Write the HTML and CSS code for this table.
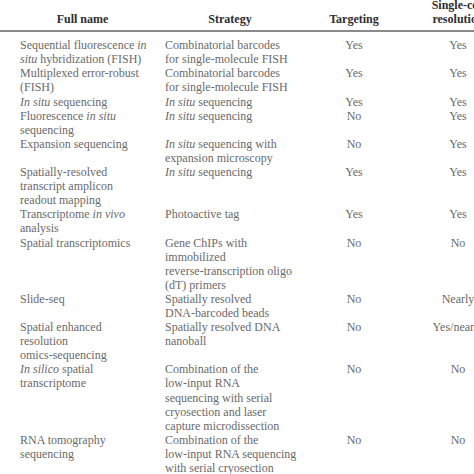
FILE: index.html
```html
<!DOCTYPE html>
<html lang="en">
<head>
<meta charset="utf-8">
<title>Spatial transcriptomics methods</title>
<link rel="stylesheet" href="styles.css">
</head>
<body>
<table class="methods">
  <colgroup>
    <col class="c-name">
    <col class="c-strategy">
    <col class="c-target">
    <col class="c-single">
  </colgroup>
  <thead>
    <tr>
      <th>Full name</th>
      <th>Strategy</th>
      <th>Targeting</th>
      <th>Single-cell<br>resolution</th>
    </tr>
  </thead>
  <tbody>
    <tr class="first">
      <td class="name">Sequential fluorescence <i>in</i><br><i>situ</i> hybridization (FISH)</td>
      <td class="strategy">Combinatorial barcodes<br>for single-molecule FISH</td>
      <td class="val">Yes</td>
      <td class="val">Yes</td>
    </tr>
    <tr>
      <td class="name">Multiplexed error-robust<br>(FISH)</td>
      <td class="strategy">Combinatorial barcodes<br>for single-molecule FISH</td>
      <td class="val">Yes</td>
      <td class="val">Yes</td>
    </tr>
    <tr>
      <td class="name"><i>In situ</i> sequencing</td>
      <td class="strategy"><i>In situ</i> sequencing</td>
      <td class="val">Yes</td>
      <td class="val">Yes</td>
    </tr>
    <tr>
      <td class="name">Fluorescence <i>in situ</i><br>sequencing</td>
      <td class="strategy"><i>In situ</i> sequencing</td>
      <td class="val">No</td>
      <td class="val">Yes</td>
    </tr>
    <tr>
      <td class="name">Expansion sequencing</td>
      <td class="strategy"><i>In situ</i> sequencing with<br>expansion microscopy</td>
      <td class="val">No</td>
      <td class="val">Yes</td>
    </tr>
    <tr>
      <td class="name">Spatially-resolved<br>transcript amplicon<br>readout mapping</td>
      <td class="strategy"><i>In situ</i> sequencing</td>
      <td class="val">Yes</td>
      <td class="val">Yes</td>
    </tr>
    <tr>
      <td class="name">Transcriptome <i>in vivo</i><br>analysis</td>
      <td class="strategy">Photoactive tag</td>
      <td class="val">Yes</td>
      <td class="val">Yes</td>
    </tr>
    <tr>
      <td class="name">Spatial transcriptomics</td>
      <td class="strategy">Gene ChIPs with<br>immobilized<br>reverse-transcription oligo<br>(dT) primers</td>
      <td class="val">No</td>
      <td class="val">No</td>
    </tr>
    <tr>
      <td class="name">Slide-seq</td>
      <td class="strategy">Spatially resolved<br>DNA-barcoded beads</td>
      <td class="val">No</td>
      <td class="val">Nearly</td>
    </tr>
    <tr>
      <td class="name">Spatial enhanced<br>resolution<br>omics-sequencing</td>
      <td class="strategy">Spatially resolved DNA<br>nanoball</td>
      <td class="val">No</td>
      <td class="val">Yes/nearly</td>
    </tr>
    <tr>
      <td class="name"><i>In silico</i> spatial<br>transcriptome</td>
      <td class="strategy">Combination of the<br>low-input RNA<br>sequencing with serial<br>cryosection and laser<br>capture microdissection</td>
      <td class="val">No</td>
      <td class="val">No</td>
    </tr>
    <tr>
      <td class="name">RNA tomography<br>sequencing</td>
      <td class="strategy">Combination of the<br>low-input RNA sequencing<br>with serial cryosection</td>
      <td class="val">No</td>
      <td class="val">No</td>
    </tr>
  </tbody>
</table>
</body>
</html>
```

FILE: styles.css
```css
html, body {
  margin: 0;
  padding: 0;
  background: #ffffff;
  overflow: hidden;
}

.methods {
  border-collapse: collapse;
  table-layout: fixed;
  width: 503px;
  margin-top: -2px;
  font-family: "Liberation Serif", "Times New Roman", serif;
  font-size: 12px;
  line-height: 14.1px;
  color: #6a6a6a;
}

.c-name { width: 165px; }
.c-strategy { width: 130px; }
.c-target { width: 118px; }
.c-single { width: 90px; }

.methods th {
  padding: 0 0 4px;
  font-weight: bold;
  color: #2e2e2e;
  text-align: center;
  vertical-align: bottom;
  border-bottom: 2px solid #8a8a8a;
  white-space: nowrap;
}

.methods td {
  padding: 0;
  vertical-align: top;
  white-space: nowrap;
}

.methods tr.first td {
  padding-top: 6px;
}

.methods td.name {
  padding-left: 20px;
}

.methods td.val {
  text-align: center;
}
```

◇ ◇ ◇ ◇

Reproduce the full listing faithfully, but do not carry over any pictures.

EXERCISE RESULT.
Write the HTML and CSS code for this table.
FILE: index.html
```html
<!DOCTYPE html>
<html lang="en">
<head>
<meta charset="utf-8">
<title>Spatial transcriptomics methods</title>
<link rel="stylesheet" href="styles.css">
</head>
<body>
<table class="methods">
  <colgroup>
    <col class="c-name">
    <col class="c-strategy">
    <col class="c-target">
    <col class="c-single">
  </colgroup>
  <thead>
    <tr>
      <th>Full name</th>
      <th>Strategy</th>
      <th>Targeting</th>
      <th>Single-cell<br>resolution</th>
    </tr>
  </thead>
  <tbody>
    <tr class="first">
      <td class="name">Sequential fluorescence <i>in</i><br><i>situ</i> hybridization (FISH)</td>
      <td class="strategy">Combinatorial barcodes<br>for single-molecule FISH</td>
      <td class="val">Yes</td>
      <td class="val">Yes</td>
    </tr>
    <tr>
      <td class="name">Multiplexed error-robust<br>(FISH)</td>
      <td class="strategy">Combinatorial barcodes<br>for single-molecule FISH</td>
      <td class="val">Yes</td>
      <td class="val">Yes</td>
    </tr>
    <tr>
      <td class="name"><i>In situ</i> sequencing</td>
      <td class="strategy"><i>In situ</i> sequencing</td>
      <td class="val">Yes</td>
      <td class="val">Yes</td>
    </tr>
    <tr>
      <td class="name">Fluorescence <i>in situ</i><br>sequencing</td>
      <td class="strategy"><i>In situ</i> sequencing</td>
      <td class="val">No</td>
      <td class="val">Yes</td>
    </tr>
    <tr>
      <td class="name">Expansion sequencing</td>
      <td class="strategy"><i>In situ</i> sequencing with<br>expansion microscopy</td>
      <td class="val">No</td>
      <td class="val">Yes</td>
    </tr>
    <tr>
      <td class="name">Spatially-resolved<br>transcript amplicon<br>readout mapping</td>
      <td class="strategy"><i>In situ</i> sequencing</td>
      <td class="val">Yes</td>
      <td class="val">Yes</td>
    </tr>
    <tr>
      <td class="name">Transcriptome <i>in vivo</i><br>analysis</td>
      <td class="strategy">Photoactive tag</td>
      <td class="val">Yes</td>
      <td class="val">Yes</td>
    </tr>
    <tr>
      <td class="name">Spatial transcriptomics</td>
      <td class="strategy">Gene ChIPs with<br>immobilized<br>reverse-transcription oligo<br>(dT) primers</td>
      <td class="val">No</td>
      <td class="val">No</td>
    </tr>
    <tr>
      <td class="name">Slide-seq</td>
      <td class="strategy">Spatially resolved<br>DNA-barcoded beads</td>
      <td class="val">No</td>
      <td class="val">Nearly</td>
    </tr>
    <tr>
      <td class="name">Spatial enhanced<br>resolution<br>omics-sequencing</td>
      <td class="strategy">Spatially resolved DNA<br>nanoball</td>
      <td class="val">No</td>
      <td class="val">Yes/nearly</td>
    </tr>
    <tr>
      <td class="name"><i>In silico</i> spatial<br>transcriptome</td>
      <td class="strategy">Combination of the<br>low-input RNA<br>sequencing with serial<br>cryosection and laser<br>capture microdissection</td>
      <td class="val">No</td>
      <td class="val">No</td>
    </tr>
    <tr>
      <td class="name">RNA tomography<br>sequencing</td>
      <td class="strategy">Combination of the<br>low-input RNA sequencing<br>with serial cryosection</td>
      <td class="val">No</td>
      <td class="val">No</td>
    </tr>
  </tbody>
</table>
</body>
</html>
```

FILE: styles.css
```css
html, body {
  margin: 0;
  padding: 0;
  background: #ffffff;
  overflow: hidden;
}

.methods {
  border-collapse: collapse;
  table-layout: fixed;
  width: 503px;
  margin-top: -2px;
  font-family: "Liberation Serif", "Times New Roman", serif;
  font-size: 12px;
  line-height: 14.1px;
  color: #6a6a6a;
}

.c-name { width: 165px; }
.c-strategy { width: 130px; }
.c-target { width: 118px; }
.c-single { width: 90px; }

.methods th {
  padding: 0 0 4px;
  font-weight: bold;
  color: #2e2e2e;
  text-align: center;
  vertical-align: bottom;
  border-bottom: 2px solid #8a8a8a;
  white-space: nowrap;
}

.methods td {
  padding: 0;
  vertical-align: top;
  white-space: nowrap;
}

.methods tr.first td {
  padding-top: 6px;
}

.methods td.name {
  padding-left: 20px;
}

.methods td.val {
  text-align: center;
}
```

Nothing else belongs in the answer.